First, though – let’s look at the connundrum that is my writing. I don’t fit into a neat box. I’d like to be able to sit down, flex my fingers and say, right here we go, I’ll write another space opera. I’d end up writing a fantasy, instead – I am, in fact – just because my mind is contrary like that. In terms of a range of writing, I do fantasy, science fiction, the odd little bit of horror. I write for adults and new adults, and some of my characters are young adults. In short, I straddle a lot of definable, easy to market areas into a zone that’s not just so easy to define.

With my second book, the one-wot-got-me-an-agent it was written to be a cross-over. More accurately, the two people who turned up in my head were a 30-odd year old police officer and the 15 year old boy he arrested for xenocide. I’d like to say one of them agreed to sit down and shut up and let the other tell the story, but they didn’t want to.

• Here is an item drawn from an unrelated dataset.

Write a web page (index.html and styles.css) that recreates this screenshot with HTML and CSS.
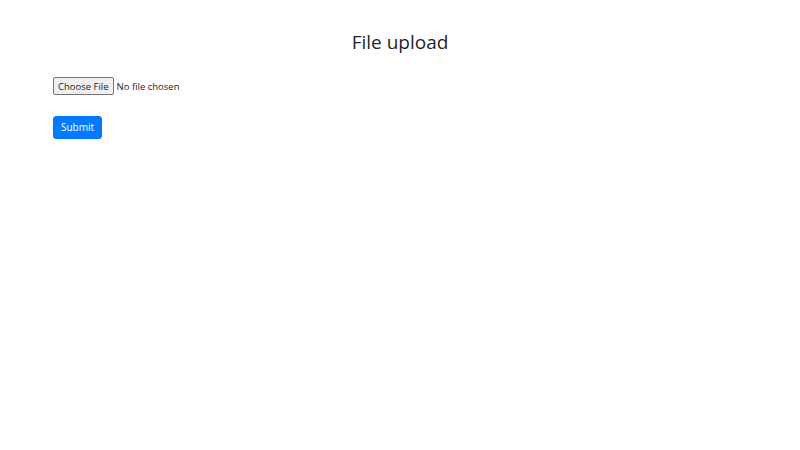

And it was difficult for them to – each knew their part of the story, and each added their own voice.

So, I ended up subbing a book which was neither adult nor young adult and feedback quickly told me I had to choose. I chose to turn it into a Young Adult book and focus on the teen storyline. This is, perhaps, where I made the wrong choice (but the only place I did, I think). The older voice was the one I was more confident writing and, crucially, held the tension when the story went quiet in the middle. He was also the character I probably held more of a candle for (always hard to know, though – I love all my characters.)

I rewrote the book into a young adult book, and I got an agent. A wonderful agent, with great editorial knowledge and guidance, who I get on well with. In the meantime I sold my adult space opera trilogy to a small publisher, changing my market focus a little. And then I presented my next book. The characters aren’t quite adult, and they’re not quite young adult. And the story isn’t quite fantasy, or contemporary, and there might be a bit of romance in there. In short, I did it again…

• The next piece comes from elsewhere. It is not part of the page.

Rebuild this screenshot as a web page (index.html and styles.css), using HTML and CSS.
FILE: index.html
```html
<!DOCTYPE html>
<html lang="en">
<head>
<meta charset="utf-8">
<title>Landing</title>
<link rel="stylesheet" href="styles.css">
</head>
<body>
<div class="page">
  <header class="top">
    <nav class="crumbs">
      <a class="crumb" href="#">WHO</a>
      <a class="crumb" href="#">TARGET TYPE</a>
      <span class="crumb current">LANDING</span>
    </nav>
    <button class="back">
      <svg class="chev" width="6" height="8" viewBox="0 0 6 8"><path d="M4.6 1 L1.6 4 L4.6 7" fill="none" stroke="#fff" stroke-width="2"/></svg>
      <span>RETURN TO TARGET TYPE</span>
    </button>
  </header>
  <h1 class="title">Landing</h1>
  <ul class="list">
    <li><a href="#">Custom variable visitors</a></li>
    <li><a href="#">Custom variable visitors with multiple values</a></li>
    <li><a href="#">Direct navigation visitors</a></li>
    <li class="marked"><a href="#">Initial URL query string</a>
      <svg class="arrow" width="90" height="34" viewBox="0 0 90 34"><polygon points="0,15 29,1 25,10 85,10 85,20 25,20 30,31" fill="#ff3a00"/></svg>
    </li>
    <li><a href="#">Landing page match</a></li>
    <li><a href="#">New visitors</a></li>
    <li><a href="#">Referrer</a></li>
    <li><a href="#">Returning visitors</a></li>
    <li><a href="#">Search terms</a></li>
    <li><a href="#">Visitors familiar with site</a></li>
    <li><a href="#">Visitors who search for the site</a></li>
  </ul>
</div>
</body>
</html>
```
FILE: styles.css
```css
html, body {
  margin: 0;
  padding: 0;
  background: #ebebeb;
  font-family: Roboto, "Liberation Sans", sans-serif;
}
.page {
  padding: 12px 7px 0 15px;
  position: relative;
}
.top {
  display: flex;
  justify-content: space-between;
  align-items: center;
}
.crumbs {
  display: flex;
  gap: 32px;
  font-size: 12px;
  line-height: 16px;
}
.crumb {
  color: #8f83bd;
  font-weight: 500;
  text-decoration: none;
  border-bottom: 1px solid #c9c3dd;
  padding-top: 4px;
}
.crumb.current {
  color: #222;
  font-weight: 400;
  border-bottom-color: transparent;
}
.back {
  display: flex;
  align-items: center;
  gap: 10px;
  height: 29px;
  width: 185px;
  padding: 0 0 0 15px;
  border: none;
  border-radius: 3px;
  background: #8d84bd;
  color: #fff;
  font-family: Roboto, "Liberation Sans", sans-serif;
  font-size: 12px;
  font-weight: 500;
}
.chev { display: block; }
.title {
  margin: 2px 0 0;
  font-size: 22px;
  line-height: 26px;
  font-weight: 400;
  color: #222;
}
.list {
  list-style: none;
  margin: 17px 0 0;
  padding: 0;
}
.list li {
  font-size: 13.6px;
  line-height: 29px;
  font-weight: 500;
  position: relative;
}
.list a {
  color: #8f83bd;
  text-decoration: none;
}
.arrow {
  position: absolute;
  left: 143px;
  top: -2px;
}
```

At which point my agent was the one to say that maybe I needed someone different, who could rep all my work. Which, with distance, I’ve found I agree with. In fact, it’s something I should have seen at that early I-must-get-an-agent-stage (I did say writers are often a bit crazy then, didn’t I?)

Anyway, the point of the blog – rejection. This was the ultimate rejection, no matter how kindly it was done, or how much I agree now. Hell, it hurt. I emailed my closest cps in a bit of a daze. I stared at my wip and wondered what the point of it was (not a thought that lasted long, that). And then, slowly, I let the word out. Like air out of a balloon – into corners I could face first.

After a week or so, it stopped hurting. In fact, it stopped being such a big issue. And that, I think, was because I knew it was the right thing. I stopped working on the YA new thing I’d been plugging at (I’ll go back to it one day, I love it still, but not yet.) I was free to ask what did I want to write. It turns out, surprisingly, it’s another trilogy, this time a fantasy, steampunky, mash-up thing. And I don’t care if it has a market, because trying to write to a market didn’t work for me before.

But I do want an agent. I want a career at this gig and that means seeking someone to work with me, to advise me and keep me right. So I’m back querying, which should be soul destroying, right? This time, it isn’t. It’s just a process that will take its own course and time. It’s not the validation of who I am as a writer. I have a book coming out. Hell, I have a trilogy coming out. That’s the validation of me. Not how big a publisher it’s with, or how much money I get from it, but that it’s coming out and I’m proud of it. And that there will be many, many more from me in the future.

And that, in a nutshell, is how I keep going. By seeing it as a journey. A process, leading to a longer-term goal. Along the way there will be hurdles andd set backs but, somehow, they’re tied up in the bigger picture of what my writing means, and that’s less about the signs and trappings of what a writer is, and more about the picture of what I am.

Suddenly, it’s existential and not about how I lost my agent, but instead about how I found the writer I wanted to be again. That, surely, is the gift of a bit of time and space, and a good long, hard look at yourself. And, sadly – it’s often the rejections that give us the mirror to do that in.


Comments

Andy Luke said…
Great post Jo. I can certainly relate; not sure how I can pin down my writing to one genre market. Best of fortune in the find.
Unknown said…
Thanks, Andy. I think I've decided I'm happy to go with two agents, one for adult, one for YA, if that is appropriate. But it makes it harder, for sure.